I watched The Beatles: Get Back over two days and finished it two days ago. Every morning, I wake with “I’ve Got A Feeling,” “Don’t Let Me Down,” and the title song looping on my internal radio. The future is born of a past we live as the present. We live/lived it bringing all our faults, mistakes, misperceptions, intuitions, and hopes. The Beatles touched me and much of my generation incredibly deeply. We shared a communal, cultural experience. They imprinted us with the best of what they had.
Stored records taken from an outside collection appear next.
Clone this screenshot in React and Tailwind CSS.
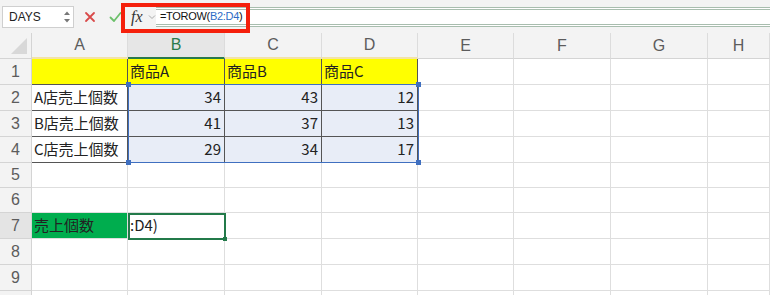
import React from "react";

const cols = ["A", "B", "C", "D", "E", "F", "G", "H"];
const rowHeights = [26, 26, 26, 26, 25, 25, 26, 26, 26, 26];

const jp = { fontFamily: '"Hiragino Sans","Noto Sans CJK JP","Noto Sans",sans-serif' };

function cellData(r, c) {
  const data = {
    "1-1": "商品A", "1-2": "商品B", "1-3": "商品C",
    "2-0": "A店売上個数", "2-1": "34", "2-2": "43", "2-3": "12",
    "3-0": "B店売上個数", "3-1": "41", "3-2": "37", "3-3": "13",
    "4-0": "C店売上個数", "4-1": "29", "4-2": "34", "4-3": "17",
    "7-0": "売上個数", "7-1": ":D4)",
  };
  return data[`${r}-${c}`] || "";
}

function Cell({ r, c }) {
  const inTable = r <= 4 && c <= 3;
  const yellow = r === 1 && c <= 3;
  const blue = r >= 2 && r <= 4 && c >= 1 && c <= 3;
  const green = r === 7 && c === 0;
  const num = blue;
  let bg = "bg-white";
  if (yellow) bg = "bg-[#ffff00]";
  else if (blue) bg = "bg-[#e8edf7]";
  else if (green) bg = "bg-[#00ad4e]";
  const borderR = inTable ? "border-r-[#555]" : "border-r-[#dedede]";
  const borderB = inTable ? "border-b-[#555]" : "border-b-[#dedede]";
  return (
    <div
      className={`${bg} border-r border-b ${borderR} ${borderB} flex items-center overflow-hidden whitespace-nowrap text-[15px] text-[#222] ${num ? "justify-end pr-[3px]" : "justify-start pl-[2px]"}`}
      style={jp}
    >
      {cellData(r, c)}
    </div>
  );
}

export default function App() {
  return (
    <div className="w-[770px] h-[295px] overflow-hidden bg-white relative" style={jp}>
      {/* Toolbar / formula bar */}
      <div className="h-[33px] bg-[#f3f3f3] flex items-center relative">
        <div className="ml-[2px] w-[72px] h-[22px] bg-white border border-[#cfcfcf] flex items-center justify-between pl-[6px] pr-[2px] shrink-0">
          <span className="text-[12px] text-[#222]" style={{ fontFamily: '"Liberation Sans",Arial,sans-serif' }}>DAYS</span>
          <svg width="8" height="14" viewBox="0 0 8 14">
            <path d="M1 5 L4 1.5 L7 5 Z" fill="#777" />
            <path d="M1 9 L4 12.5 L7 9 Z" fill="#777" />
          </svg>
        </div>
        <svg width="12" height="12" viewBox="0 0 12 12" className="ml-[10px] shrink-0">
          <path d="M2 2 L10 10 M10 2 L2 10" stroke="#d94a4a" strokeWidth="1.8" strokeLinecap="round" />
        </svg>
        <svg width="13" height="12" viewBox="0 0 13 12" className="ml-[13px] shrink-0">
          <path d="M1.5 6.5 L5 10 L11.5 2" stroke="#6cc06b" strokeWidth="1.8" fill="none" strokeLinecap="round" strokeLinejoin="round" />
        </svg>
        <div className="ml-[9px] w-[16px] text-[16px] italic text-[#333] shrink-0" style={{ fontFamily: '"Liberation Serif","Times New Roman",serif' }}>
          fx
        </div>
        <svg width="8" height="6" viewBox="0 0 8 6" className="ml-[1px] shrink-0">
          <path d="M1 1.5 L4 4.5 L7 1.5" stroke="#aaa" strokeWidth="1" fill="none" />
        </svg>
        <div className="flex-1 h-[20px] bg-white border-y-[3px] border-double border-[#a8bdae] flex items-center pl-[4px]">
          <span className="text-[11px] tracking-[-0.3px] text-[#111]" style={{ fontFamily: '"Liberation Sans",Arial,sans-serif' }}>
            =TOROW(<span className="text-[#2d6bc6]">B2:D4</span>)
          </span>
        </div>
        {/* red annotation box */}
        <div className="absolute left-[121px] top-[3px] w-[129px] h-[30px] border-[4px] border-[#f5200c]" />
      </div>

      {/* Sheet */}
      <div className="relative">
        <div
          className="grid grid-cols-[32px_96px_97px_97px_96px_96px_97px_97px_1fr]"
          style={{ gridTemplateRows: `26px ${rowHeights.map((h) => h + "px").join(" ")}` }}
        >
          <div className="bg-[#f3f3f3] border-r border-b border-[#d4d4d4] relative">
            <svg width="20" height="20" viewBox="0 0 20 20" className="absolute right-[2px] bottom-[2px]">
              <path d="M18 2 L18 18 L2 18 Z" fill="#d8d8d8" />
            </svg>
          </div>
          {cols.map((c, i) => (
            <div
              key={c}
              className={`flex items-center justify-center text-[16px] border-r border-r-[#dcdcdc] ${
                c === "B"
                  ? "bg-[#e6e6e6] text-[#2a7a4b] border-b-[2px] border-b-[#2a7a4b]"
                  : i <= 3
                  ? "bg-[#f3f3f3] text-[#5c5c5c] border-b-[2px] border-b-[#f3e3a6]"
                  : "bg-[#f3f3f3] text-[#5c5c5c] border-b border-b-[#d4d4d4]"
              }`}
              style={{ fontFamily: '"Liberation Sans",Arial,sans-serif', fontWeight: 300 }}
            >
              {c}
            </div>
          ))}
          {rowHeights.map((h, ri) => {
            const r = ri + 1;
            return (
              <React.Fragment key={r}>
                <div
                  className={`flex items-center justify-center text-[16px] text-[#5c5c5c] border-r border-b border-[#d4d4d4] ${
                    r === 7 ? "bg-[#e4e4e4]" : "bg-[#f3f3f3]"
                  }`}
                  style={{ fontFamily: '"Liberation Sans",Arial,sans-serif' }}
                >
                  {r <= 9 ? r : ""}
                </div>
                {cols.map((c, ci) => (
                  <Cell key={c} r={r} c={ci} />
                ))}
              </React.Fragment>
            );
          })}
        </div>

        {/* Selection range B2:D4 */}
        <div className="absolute left-[128px] top-[51px] w-[291px] h-[79px] border-[1.5px] border-[#3f6fc0] pointer-events-none" />
        <div className="absolute left-[126px] top-[49px] w-[5px] h-[5px] bg-[#3f6fc0]" />
        <div className="absolute left-[416px] top-[49px] w-[5px] h-[5px] bg-[#3f6fc0]" />
        <div className="absolute left-[126px] top-[127px] w-[5px] h-[5px] bg-[#3f6fc0]" />
        <div className="absolute left-[416px] top-[127px] w-[5px] h-[5px] bg-[#3f6fc0]" />

        {/* Active cell B7 */}
        <div className="absolute left-[128px] top-[180px] w-[98px] h-[27px] border-[2px] border-[#237a4a] pointer-events-none" />
        <div className="absolute left-[223px] top-[204px] w-[4px] h-[4px] bg-[#237a4a]" />
      </div>
    </div>
  );
}
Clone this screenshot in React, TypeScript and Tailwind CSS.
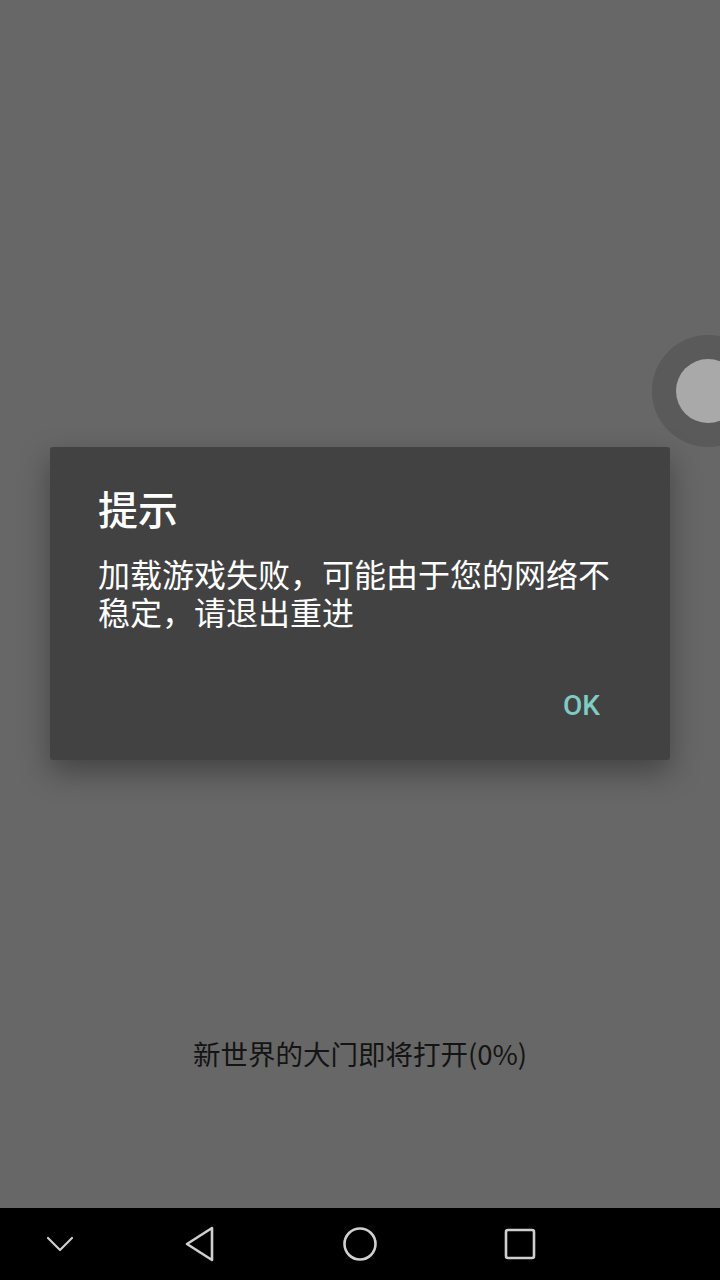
import React from 'react';

const NavBar: React.FC = () => (
  <div className="h-[72px] bg-black flex items-center">
    <div className="w-[120px] flex justify-center">
      <svg width="28" height="18" viewBox="0 0 28 18" fill="none" stroke="#cfcfcf" strokeWidth="2.2" strokeLinecap="round" strokeLinejoin="round">
        <path d="M2 3 L14 15 L26 3" />
      </svg>
    </div>
    <div className="w-[160px] flex justify-center">
      <svg width="32" height="36" viewBox="0 0 32 36" fill="none" stroke="#cfcfcf" strokeWidth="2.6" strokeLinejoin="round">
        <path d="M28 2 L28 34 L3 18 Z" />
      </svg>
    </div>
    <div className="w-[160px] flex justify-center">
      <svg width="36" height="36" viewBox="0 0 36 36" fill="none" stroke="#cfcfcf" strokeWidth="2.6">
        <circle cx="18" cy="18" r="15.5" />
      </svg>
    </div>
    <div className="w-[160px] flex justify-center">
      <svg width="32" height="32" viewBox="0 0 32 32" fill="none" stroke="#cfcfcf" strokeWidth="2.6">
        <rect x="2" y="2" width="28" height="28" rx="2" />
      </svg>
    </div>
  </div>
);

export default function App() {
  return (
    <div
      className="w-[720px] h-[1280px] flex flex-col overflow-hidden bg-[#676767]"
      style={{ fontFamily: '"Noto Sans CJK SC", "Noto Sans", Roboto, sans-serif' }}
    >
      <div className="relative flex-1 flex flex-col justify-end items-center pb-[137px]">
        <p className="text-[27.5px] leading-[36px] text-[#141414]">新世界的大门即将打开(0%)</p>

        {/* floating ball */}
        <div className="absolute left-[652px] top-[335px] w-[112px] h-[112px] rounded-full bg-[#5a5a5a] flex items-center justify-center">
          <div className="w-[64px] h-[64px] rounded-full bg-[#a9a9a9]" />
        </div>

        {/* dialog */}
        <div className="absolute inset-0 flex items-center justify-center">
          <div className="w-[620px] -mt-[2px] bg-[#424242] rounded-[3px] shadow-[0_12px_30px_rgba(0,0,0,0.35)] pt-[37px] pb-[30px] px-[48px] flex flex-col">
            <h2 className="text-[40px] leading-[48px] font-medium text-white">提示</h2>
            <p className="mt-[22px] text-[32px] leading-[38px] text-white">
              加载游戏失败，可能由于您的网络不稳定，请退出重进
            </p>
            <div className="mt-[52px] flex justify-end pr-[22px]">
              <button
                className="h-[48px] text-[28px] font-medium text-[#80cbc4]"
                style={{ fontFamily: 'Roboto, "Noto Sans", sans-serif' }}
              >
                OK
              </button>
            </div>
          </div>
        </div>
      </div>
      <NavBar />
    </div>
  );
}
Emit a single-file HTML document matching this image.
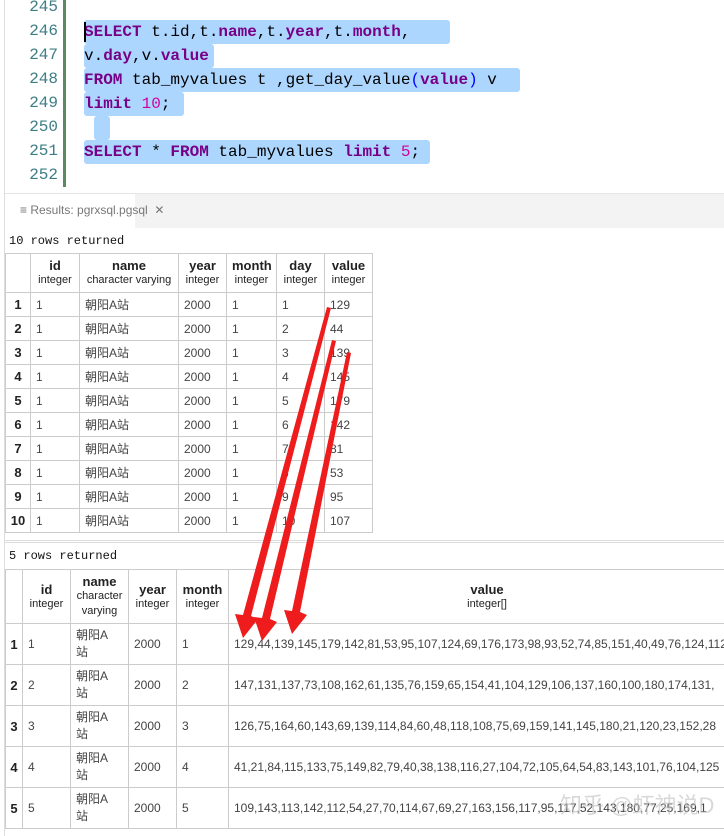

The Mixies, my childhood airband with sisters and neighbors, circa 1965. I am at the far left. photo: Pat Schwartz

As a girl and young teenager, I spent hours thinking about The Beatles with pure, electric intensity. I imagined talking about music with them. I was with them through the records. For artists, this is the great wheel of creativity. It flows between us and through us, even during the tedious hours in the studio when frustration threatens to kill the flow or when conflicting desires halt progress, and you have to work through it or abandon ship. Through the many freak-outs, hasty meals, and mind-flagging time-outs for technical issues. It also flows through the laughter, jokes, parodies, and antics that break an evil spell, so you arrive at the mysterious, wordless moments of joy embodied in a best take.

After seeing Peter Jackson’s loving edit of all those hours, hours that allowed us to be there as witnesses, who can say that Yoko or Paul broke up The Beatles? Who can say that it was not more complex?

Thanks, lads, for giving everything you had to each other and to us.